DESCRIPTION OF THE TASK: Pictures stay out of the copy; set down each line of the listing below exactly.
━━━ GIVEN MATERIAL
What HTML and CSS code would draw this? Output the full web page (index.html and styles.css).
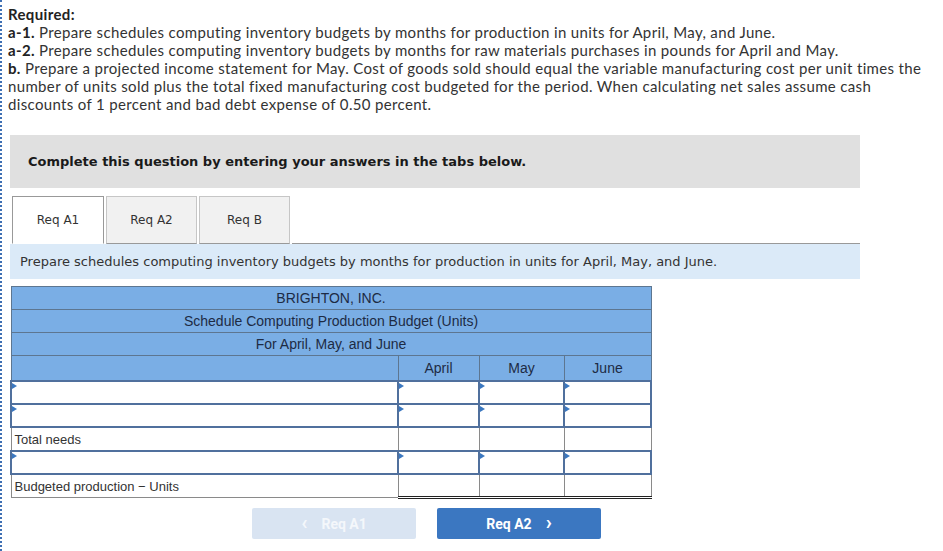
FILE: index.html
```html
<!DOCTYPE html>
<html>
<head>
<meta charset="utf-8">
<link rel="stylesheet" href="styles.css">
</head>
<body>
<div class="page">
  <div class="required">
    <div class="req-title">Required:</div>
    <div><b>a-1.</b> Prepare schedules computing inventory budgets by months for production in units for April, May, and June.</div>
    <div><b>a-2.</b> Prepare schedules computing inventory budgets by months for raw materials purchases in pounds for April and May.</div>
    <div><b>b.</b> Prepare a projected income statement for May. Cost of goods sold should equal the variable manufacturing cost per unit times the number of units sold plus the total fixed manufacturing cost budgeted for the period. When calculating net sales assume cash discounts of 1 percent and bad debt expense of 0.50 percent.</div>
  </div>

  <div class="complete-box">Complete this question by entering your answers in the tabs below.</div>

  <div class="tabs">
    <div class="tab active">Req A1</div>
    <div class="tab">Req A2</div>
    <div class="tab">Req B</div>
    <div class="tab-rest"></div>
  </div>

  <div class="instruction">Prepare schedules computing inventory budgets by months for production in units for April, May, and June.</div>

  <table class="sched">
    <colgroup>
      <col class="label-col">
      <col class="c-apr">
      <col class="c-may">
      <col class="c-jun">
    </colgroup>
    <tr class="hdr"><td colspan="4">BRIGHTON, INC.</td></tr>
    <tr class="hdr"><td colspan="4">Schedule Computing Production Budget (Units)</td></tr>
    <tr class="hdr"><td colspan="4">For April, May, and June</td></tr>
    <tr class="hdr months"><td></td><td>April</td><td>May</td><td>June</td></tr>
    <tr class="row"><td class="in"></td><td class="in"></td><td class="in"></td><td class="in"></td></tr>
    <tr class="row"><td class="in"></td><td class="in"></td><td class="in"></td><td class="in"></td></tr>
    <tr class="row"><td class="lbl">Total needs</td><td class="tot"></td><td class="tot"></td><td class="tot"></td></tr>
    <tr class="row"><td class="in"></td><td class="in"></td><td class="in"></td><td class="in"></td></tr>
    <tr class="row"><td class="lbl">Budgeted production &minus; Units</td><td class="fin"></td><td class="fin"></td><td class="fin"></td></tr>
  </table>

  <div class="nav">
    <div class="btn prev"><span class="chev">&lsaquo;</span>Req A1</div>
    <div class="btn next">Req A2<span class="chev">&rsaquo;</span></div>
  </div>
</div>
</body>
</html>
```

FILE: styles.css
```css
html, body {
  margin: 0;
  padding: 0;
  background: #ffffff;
}

.page {
  border-left: 2px dotted #3e6fb3;
  padding: 5px 0 0 6px;
  box-sizing: border-box;
  height: 551px;
  overflow: hidden;
}

.required {
  font-family: Lato, "Open Sans", sans-serif;
  font-size: 15px;
  letter-spacing: 0.35px;
  line-height: 18px;
  color: #333333;
  width: 930px;
}

.req-title {
  font-weight: bold;
  color: #222;
}

.required b {
  color: #222;
}

.complete-box {
  margin: 22px 0 0 2px;
  width: 850px;
  height: 53px;
  background: #e0e0e0;
  box-sizing: border-box;
  padding-left: 18px;
  display: flex;
  align-items: center;
  font-family: "DejaVu Sans", Verdana, sans-serif;
  font-weight: bold;
  font-size: 13px;
  color: #1a1a1a;
}

.tabs {
  display: flex;
  margin: 8px 0 0 4px;
  width: 848px;
  height: 48px;
  align-items: flex-end;
}

.tab {
  width: 91px;
  height: 48px;
  box-sizing: border-box;
  border: 1px solid #c6c6c6;
  border-bottom: 1px solid #999;
  background: #f1f1f1;
  display: flex;
  align-items: center;
  justify-content: center;
  font-family: "DejaVu Sans", Verdana, sans-serif;
  font-size: 12px;
  color: #333;
  margin-right: 2px;
}

.tab.active {
  background: #ffffff;
  border-color: #999;
  border-bottom-color: transparent;
  width: 92px;
}

.tab-rest {
  flex: 1;
  height: 1px;
  background: #999;
}

.instruction {
  margin-left: 2px;
  width: 850px;
  height: 35px;
  background: #dbeaf8;
  box-sizing: border-box;
  padding-left: 10px;
  display: flex;
  align-items: center;
  font-family: "DejaVu Sans", Verdana, sans-serif;
  font-size: 13px;
  color: #333;
}

.sched {
  margin: 7px 0 0 2px;
  border-collapse: collapse;
  width: 640px;
  font-family: "Liberation Sans", Arial, sans-serif;
  font-size: 14px;
  color: #1d2b44;
  table-layout: fixed;
}

.sched td {
  padding: 0;
}

.hdr td {
  background: #7aaee5;
  border: 1px solid #5d7690;
  height: 22px;
  text-align: center;
}

.months td {
  height: 24px;
}

.label-col { width: 387px; }
.c-apr { width: 81px; }
.c-may { width: 85px; }
.c-jun { width: 87px; }

.row td {
  height: 21px;
  background: #fff;
}

td.in {
  border: 2px solid #50709d;
  position: relative;
}

td.in::before {
  content: "";
  position: absolute;
  top: 1px;
  left: 0;
  border-top: 3px solid transparent;
  border-bottom: 3px solid transparent;
  border-left: 5px solid #3b78c0;
}

td.lbl {
  border: 1px solid #8a8a8a;
  padding-left: 3px;
  font-size: 13px;
  color: #333;
  text-align: left;
  height: 22px;
  white-space: nowrap;
}

td.tot {
  border: 1px solid #8a8a8a;
  border-top: 2px solid #222;
}

td.fin {
  border: 1px solid #8a8a8a;
  border-bottom: 3px double #222;
}

.nav {
  display: flex;
  gap: 21px;
  margin: 9px 0 0 244px;
}

.btn {
  width: 164px;
  height: 31px;
  border-radius: 2px;
  display: flex;
  align-items: center;
  justify-content: center;
  font-family: Roboto, "Liberation Sans", sans-serif;
  font-weight: bold;
  font-size: 14px;
  color: #fff;
}

.btn.prev {
  background: #d9e4f2;
  color: #f4f7fb;
}

.btn.next {
  background: #3b77c1;
}

.chev {
  font-size: 20px;
  font-weight: bold;
  line-height: 1;
  margin-top: -3px;
}

.prev .chev { margin-right: 14px; }
.next .chev { margin-left: 14px; }
```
━━━━━━
FULL RESPONSE:
What HTML and CSS code would draw this? Output the full web page (index.html and styles.css).
FILE: index.html
```html
<!DOCTYPE html>
<html>
<head>
<meta charset="utf-8">
<link rel="stylesheet" href="styles.css">
</head>
<body>
<div class="page">
  <div class="required">
    <div class="req-title">Required:</div>
    <div><b>a-1.</b> Prepare schedules computing inventory budgets by months for production in units for April, May, and June.</div>
    <div><b>a-2.</b> Prepare schedules computing inventory budgets by months for raw materials purchases in pounds for April and May.</div>
    <div><b>b.</b> Prepare a projected income statement for May. Cost of goods sold should equal the variable manufacturing cost per unit times the number of units sold plus the total fixed manufacturing cost budgeted for the period. When calculating net sales assume cash discounts of 1 percent and bad debt expense of 0.50 percent.</div>
  </div>

  <div class="complete-box">Complete this question by entering your answers in the tabs below.</div>

  <div class="tabs">
    <div class="tab active">Req A1</div>
    <div class="tab">Req A2</div>
    <div class="tab">Req B</div>
    <div class="tab-rest"></div>
  </div>

  <div class="instruction">Prepare schedules computing inventory budgets by months for production in units for April, May, and June.</div>

  <table class="sched">
    <colgroup>
      <col class="label-col">
      <col class="c-apr">
      <col class="c-may">
      <col class="c-jun">
    </colgroup>
    <tr class="hdr"><td colspan="4">BRIGHTON, INC.</td></tr>
    <tr class="hdr"><td colspan="4">Schedule Computing Production Budget (Units)</td></tr>
    <tr class="hdr"><td colspan="4">For April, May, and June</td></tr>
    <tr class="hdr months"><td></td><td>April</td><td>May</td><td>June</td></tr>
    <tr class="row"><td class="in"></td><td class="in"></td><td class="in"></td><td class="in"></td></tr>
    <tr class="row"><td class="in"></td><td class="in"></td><td class="in"></td><td class="in"></td></tr>
    <tr class="row"><td class="lbl">Total needs</td><td class="tot"></td><td class="tot"></td><td class="tot"></td></tr>
    <tr class="row"><td class="in"></td><td class="in"></td><td class="in"></td><td class="in"></td></tr>
    <tr class="row"><td class="lbl">Budgeted production &minus; Units</td><td class="fin"></td><td class="fin"></td><td class="fin"></td></tr>
  </table>

  <div class="nav">
    <div class="btn prev"><span class="chev">&lsaquo;</span>Req A1</div>
    <div class="btn next">Req A2<span class="chev">&rsaquo;</span></div>
  </div>
</div>
</body>
</html>
```

FILE: styles.css
```css
html, body {
  margin: 0;
  padding: 0;
  background: #ffffff;
}

.page {
  border-left: 2px dotted #3e6fb3;
  padding: 5px 0 0 6px;
  box-sizing: border-box;
  height: 551px;
  overflow: hidden;
}

.required {
  font-family: Lato, "Open Sans", sans-serif;
  font-size: 15px;
  letter-spacing: 0.35px;
  line-height: 18px;
  color: #333333;
  width: 930px;
}

.req-title {
  font-weight: bold;
  color: #222;
}

.required b {
  color: #222;
}

.complete-box {
  margin: 22px 0 0 2px;
  width: 850px;
  height: 53px;
  background: #e0e0e0;
  box-sizing: border-box;
  padding-left: 18px;
  display: flex;
  align-items: center;
  font-family: "DejaVu Sans", Verdana, sans-serif;
  font-weight: bold;
  font-size: 13px;
  color: #1a1a1a;
}

.tabs {
  display: flex;
  margin: 8px 0 0 4px;
  width: 848px;
  height: 48px;
  align-items: flex-end;
}

.tab {
  width: 91px;
  height: 48px;
  box-sizing: border-box;
  border: 1px solid #c6c6c6;
  border-bottom: 1px solid #999;
  background: #f1f1f1;
  display: flex;
  align-items: center;
  justify-content: center;
  font-family: "DejaVu Sans", Verdana, sans-serif;
  font-size: 12px;
  color: #333;
  margin-right: 2px;
}

.tab.active {
  background: #ffffff;
  border-color: #999;
  border-bottom-color: transparent;
  width: 92px;
}

.tab-rest {
  flex: 1;
  height: 1px;
  background: #999;
}

.instruction {
  margin-left: 2px;
  width: 850px;
  height: 35px;
  background: #dbeaf8;
  box-sizing: border-box;
  padding-left: 10px;
  display: flex;
  align-items: center;
  font-family: "DejaVu Sans", Verdana, sans-serif;
  font-size: 13px;
  color: #333;
}

.sched {
  margin: 7px 0 0 2px;
  border-collapse: collapse;
  width: 640px;
  font-family: "Liberation Sans", Arial, sans-serif;
  font-size: 14px;
  color: #1d2b44;
  table-layout: fixed;
}

.sched td {
  padding: 0;
}

.hdr td {
  background: #7aaee5;
  border: 1px solid #5d7690;
  height: 22px;
  text-align: center;
}

.months td {
  height: 24px;
}

.label-col { width: 387px; }
.c-apr { width: 81px; }
.c-may { width: 85px; }
.c-jun { width: 87px; }

.row td {
  height: 21px;
  background: #fff;
}

td.in {
  border: 2px solid #50709d;
  position: relative;
}

td.in::before {
  content: "";
  position: absolute;
  top: 1px;
  left: 0;
  border-top: 3px solid transparent;
  border-bottom: 3px solid transparent;
  border-left: 5px solid #3b78c0;
}

td.lbl {
  border: 1px solid #8a8a8a;
  padding-left: 3px;
  font-size: 13px;
  color: #333;
  text-align: left;
  height: 22px;
  white-space: nowrap;
}

td.tot {
  border: 1px solid #8a8a8a;
  border-top: 2px solid #222;
}

td.fin {
  border: 1px solid #8a8a8a;
  border-bottom: 3px double #222;
}

.nav {
  display: flex;
  gap: 21px;
  margin: 9px 0 0 244px;
}

.btn {
  width: 164px;
  height: 31px;
  border-radius: 2px;
  display: flex;
  align-items: center;
  justify-content: center;
  font-family: Roboto, "Liberation Sans", sans-serif;
  font-weight: bold;
  font-size: 14px;
  color: #fff;
}

.btn.prev {
  background: #d9e4f2;
  color: #f4f7fb;
}

.btn.next {
  background: #3b77c1;
}

.chev {
  font-size: 20px;
  font-weight: bold;
  line-height: 1;
  margin-top: -3px;
}

.prev .chev { margin-right: 14px; }
.next .chev { margin-left: 14px; }
```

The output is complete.